In the darkest and saddest moments, trying to get to sleep, or steeling myself for a long day ahead in the shower, you feel the weakest. I never once was able to call someone to come over, to just put my head on someone else's shoulder and cry, or get a hug. I was consoling a friend during this time, going through tough times as well, and when I'd call, she'd always assume it was to check on her, but really many times it was to check on me. I'd ask her to come do things, and I feel like she finally got exasperated and said she was doing, fine, thanks, and that she had plenty of distraction and people near to her to help keep her spirits up (in not so many words, but she’s made a point of the empowerment in saying "no"). I'm not sure she considered that I asked her to come along, because I was tired of doing things by myself, and was asking for company for ME. She marvels at how strong and plucky I was, doing things alone. I feel like the world left me little other choice than to do so. She said "No" so many times, I just really got tired of asking.
I know it's about expectations .... I'm so sensitive and compassionate, and tend to expect or hope for the same in others, but I pretty much refuse, anymore, to have high expectations with respect to the empathy people have. It's just amazing, the number of people who have to go through life's difficult daily challenges, without others offering them hugs or support. Another blog I read commented on how sad it is to know of far-away friends that had to go in for biopsies – breast, uterine - and had to go alone. Alone? Think about that. Your post, and these others, just made me shake my head. What's wrong with people? Ugh. People could certainly be more open to ask for help, that's true. But, people could also certainly be far more generous in just offering a small gesture of compassion when they know others are hurting, without waiting to be asked.
But you know you can get electronic hugs from me anytime, Holtcamp.
Tuesday, March 06, 2007
--"Porcelain Heart" by Barlow Girl
I spent two days in New Orleans working with Camp Restore, a church that is working with community members to help restore homes and yards and neighborhoods. People come from all over the United States to stay at the Prince of Peace church in St. Bernard Parish, which they have renovated into a camp for the “mission workers.” There are bunk beds and showers and a mess hall.
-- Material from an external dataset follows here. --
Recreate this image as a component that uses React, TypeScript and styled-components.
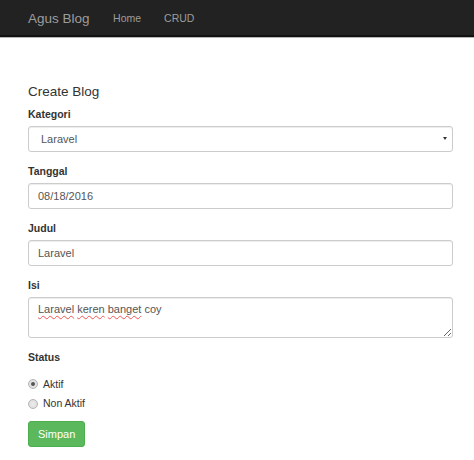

Our group of 51 women and 7 or so men from Christ the King Lutheran church in Kingwood arrived Thursday night, and worked all Friday and Saturday. We worked in teams of seven to ten or so, doing different tasks – some painting, some yard cleanup, cleaning up streets and medians and picking up garbage.
The first day, I worked along Bundy Street right across from the church. A tangled growth of weeds and grass had overgrown the neighborhood entryway and trash and limbs that had not been cleaned since Katrina were scattered on the ground. The homes along the road were mostly abandoned, and their lawns had grown up, some to several feet high. The city or county had just started fining homeowners $100 a day if they don’t maintain their lawns… even if they are not there to keep it up! All of the homes were gutted. We cleaned up this area, replanted flowers on the neighborhood sign, and made it look like a place that was alive again.
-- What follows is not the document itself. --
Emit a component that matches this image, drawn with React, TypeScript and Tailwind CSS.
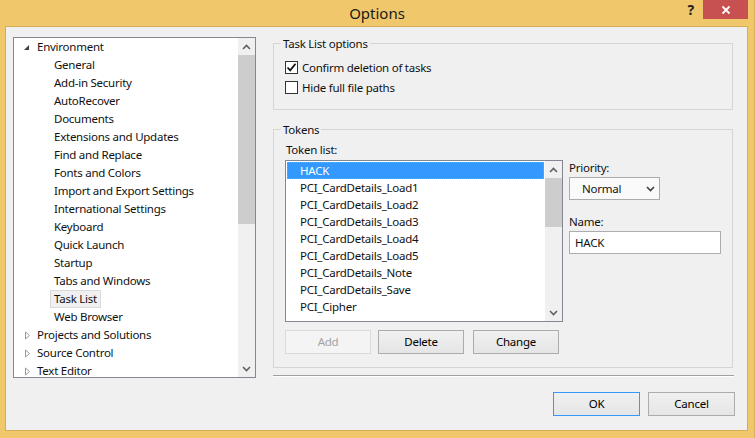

What struck me this first day was finding -- underneath all the overgrown grass and roots -- “Meals Ready to Eat” that had been airdropped to the residents during Katrina. It reminded me of the human side of the tragedy – the reality of these people stuck in their homes with no food, scared, helpless, having lost everything they own, and in some cases dying.
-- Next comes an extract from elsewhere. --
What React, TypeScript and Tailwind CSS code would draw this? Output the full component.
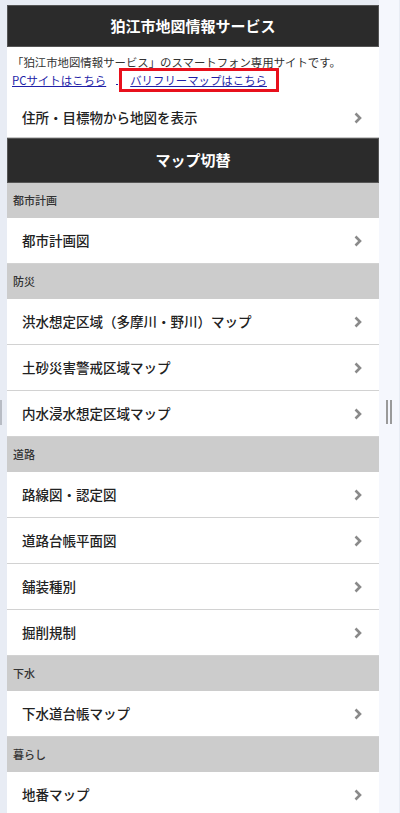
import React from 'react';

type Section = {
  category: string;
  items: string[];
};

const sections: Section[] = [
  { category: '都市計画', items: ['都市計画図'] },
  {
    category: '防災',
    items: ['洪水想定区域（多摩川・野川）マップ', '土砂災害警戒区域マップ', '内水浸水想定区域マップ'],
  },
  { category: '道路', items: ['路線図・認定図', '道路台帳平面図', '舗装種別', '掘削規制'] },
  { category: '下水', items: ['下水道台帳マップ'] },
  { category: '暮らし', items: ['地番マップ'] },
];

const font = { fontFamily: '"Noto Sans CJK JP", "Noto Sans", sans-serif' };

const Chevron: React.FC = () => (
  <svg width="10" height="12" viewBox="0 0 10 12" className="shrink-0">
    <polyline points="2.5,1.5 7,6 2.5,10.5" fill="none" stroke="#8a8a8a" strokeWidth="2.6" />
  </svg>
);

const MenuRow: React.FC<{ label: string }> = ({ label }) => (
  <div className="flex h-[46px] items-center justify-between border-b border-[#d2d2d2] bg-white pl-[15px] pr-[16px]">
    <span className="text-[13.5px] font-medium text-[#222]">{label}</span>
    <Chevron />
  </div>
);

const App: React.FC = () => {
  return (
    <div className="flex h-[813px] w-[400px] overflow-hidden bg-[#e8ecf4]" style={font}>
      {/* left gutter */}
      <div className="relative w-[7px] shrink-0">
        <div className="absolute left-0 top-[400px] h-[25px] w-[2px] bg-[#b8bcc4]" />
      </div>

      {/* main column */}
      <div className="mt-[5px] w-[372px] shrink-0 bg-white">
        <div className="flex h-[42px] items-center justify-center border border-[#555] bg-[#2b2b2b]">
          <h1 className="text-[15px] font-bold text-white">狛江市地図情報サービス</h1>
        </div>

        <div className="px-[5px] pt-[6px] text-[11.4px] leading-[18px]">
          <p className="text-[#333]">「狛江市地図情報サービス」のスマートフォン専用サイトです。</p>
          <div className="flex items-center">
            <a className="text-[#1f1fa8] underline">PCサイトはこちら</a>
            <span className="mb-[4px] ml-[10px] mr-[1px] h-[1px] w-[2px] self-end bg-[#1f1fa8]" />
            <a className="-my-[3px] border-[3px] border-[#e8101c] pl-[8px] pr-[9px] leading-[18px] text-[#1f1fa8] underline">
              バリフリーマップはこちら
            </a>
          </div>
        </div>

        <div className="mt-[9px] flex h-[40px] items-center justify-between border-b border-[#c8c8c8] bg-white pl-[15px] pr-[16px]">
          <span className="text-[13.5px] font-medium text-[#222]">住所・目標物から地図を表示</span>
          <Chevron />
        </div>

        <div className="flex h-[45px] items-center justify-center border border-[#555] bg-[#2b2b2b]">
          <h2 className="text-[15px] font-bold text-white">マップ切替</h2>
        </div>

        {sections.map((section) => (
          <div key={section.category}>
            <div className="flex h-[35px] items-center bg-[#cccccc] px-[6px]">
              <span className="text-[11px] font-medium text-[#333]">{section.category}</span>
            </div>
            {section.items.map((item) => (
              <MenuRow key={item} label={item} />
            ))}
          </div>
        ))}
      </div>

      {/* right panel */}
      <div className="relative w-[20px] shrink-0 bg-[#f5f7fd]">
        <div className="absolute left-[7px] top-[400px] flex h-[24px] gap-[2px]">
          <div className="w-[2px] bg-[#9a9a9a]" />
          <div className="w-[2px] bg-[#9a9a9a]" />
        </div>
      </div>
    </div>
  );
};

export default App;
The second day I went with another group to Orleans Parish and some of the really bad neighborhoods near where the levee broke.
We cleaned up the yards of two homes and two empty lots where the houses had been razed. One home was in a really bad area, and it was truly astounding the difference we made in the way the yard looked!
I liked picking up the garbage, the large pieces and the small pieces. This is what I found amidst the rubble in people’s yards:
Two puzzle pieces
A plastic hair curler
Mardi gras beads
Lots and lots of broken glass
Pieces of people’s homes – roofing, siding, tile…
I have been very reflective during the trip, and tonight and on my 6-mile run this evening I thought about how these pieces of people’s lives were ripped and torn and literally thrown all over the place. Making the neighborhoods and yards look clean and neat brought hope to people. Many people honked when they drove by and gave the thumbs up, and thanked us for caring about their city and their lives. Tonight as I ran, I realized that why I was so drawn to the broken glass and picking up the broken pieces of people’s lives - the garbage - was that was what divorce does. It takes a family and it tears it and rips it and throws the pieces all over the place. My life and my family was torn apart, both my own when I was a child and my family now.
It’s been four years, and I’m still recovering from the pain – pain I caused myself, pain I caused Matt, and my children, and pain that I myself endured through various events. I went through the most difficult challenge of my adult life during those years at the beginning. It was a tragedy, and I needed someone to just wrap their arms around me, and to reach out to me and let me know I was loved and forgiven. No one did (at the church), except – of all people – my ex-husband.
Now years later I can honestly say I am happier than I’ve ever been in my life, and yet I will always carry a sadness that this happened in my life. I am rebuilding my life, like the people in New Orleans have to rebuild theirs. There is rebirth in tragedy, and the pieces of broken glass and shattered homes can form something beautiful in time and truly give strength to the broken, if you are open to rebuilding and strengthening and taking wisdom from the pain.
Coming home tonight in the van, I just thought how much I wished I could have a hug. I wished we women would have hugged goodbye, or that we had hugged at the retreat. I came home to an empty house, and cried a little bit about the sadness and joy and craziness of life. Unlike many women I tend to like alone time and rarely feel lonely. But I will say there are times like these when I could really just use a hug. And just to know that someone cares enough to go out of their way to say so.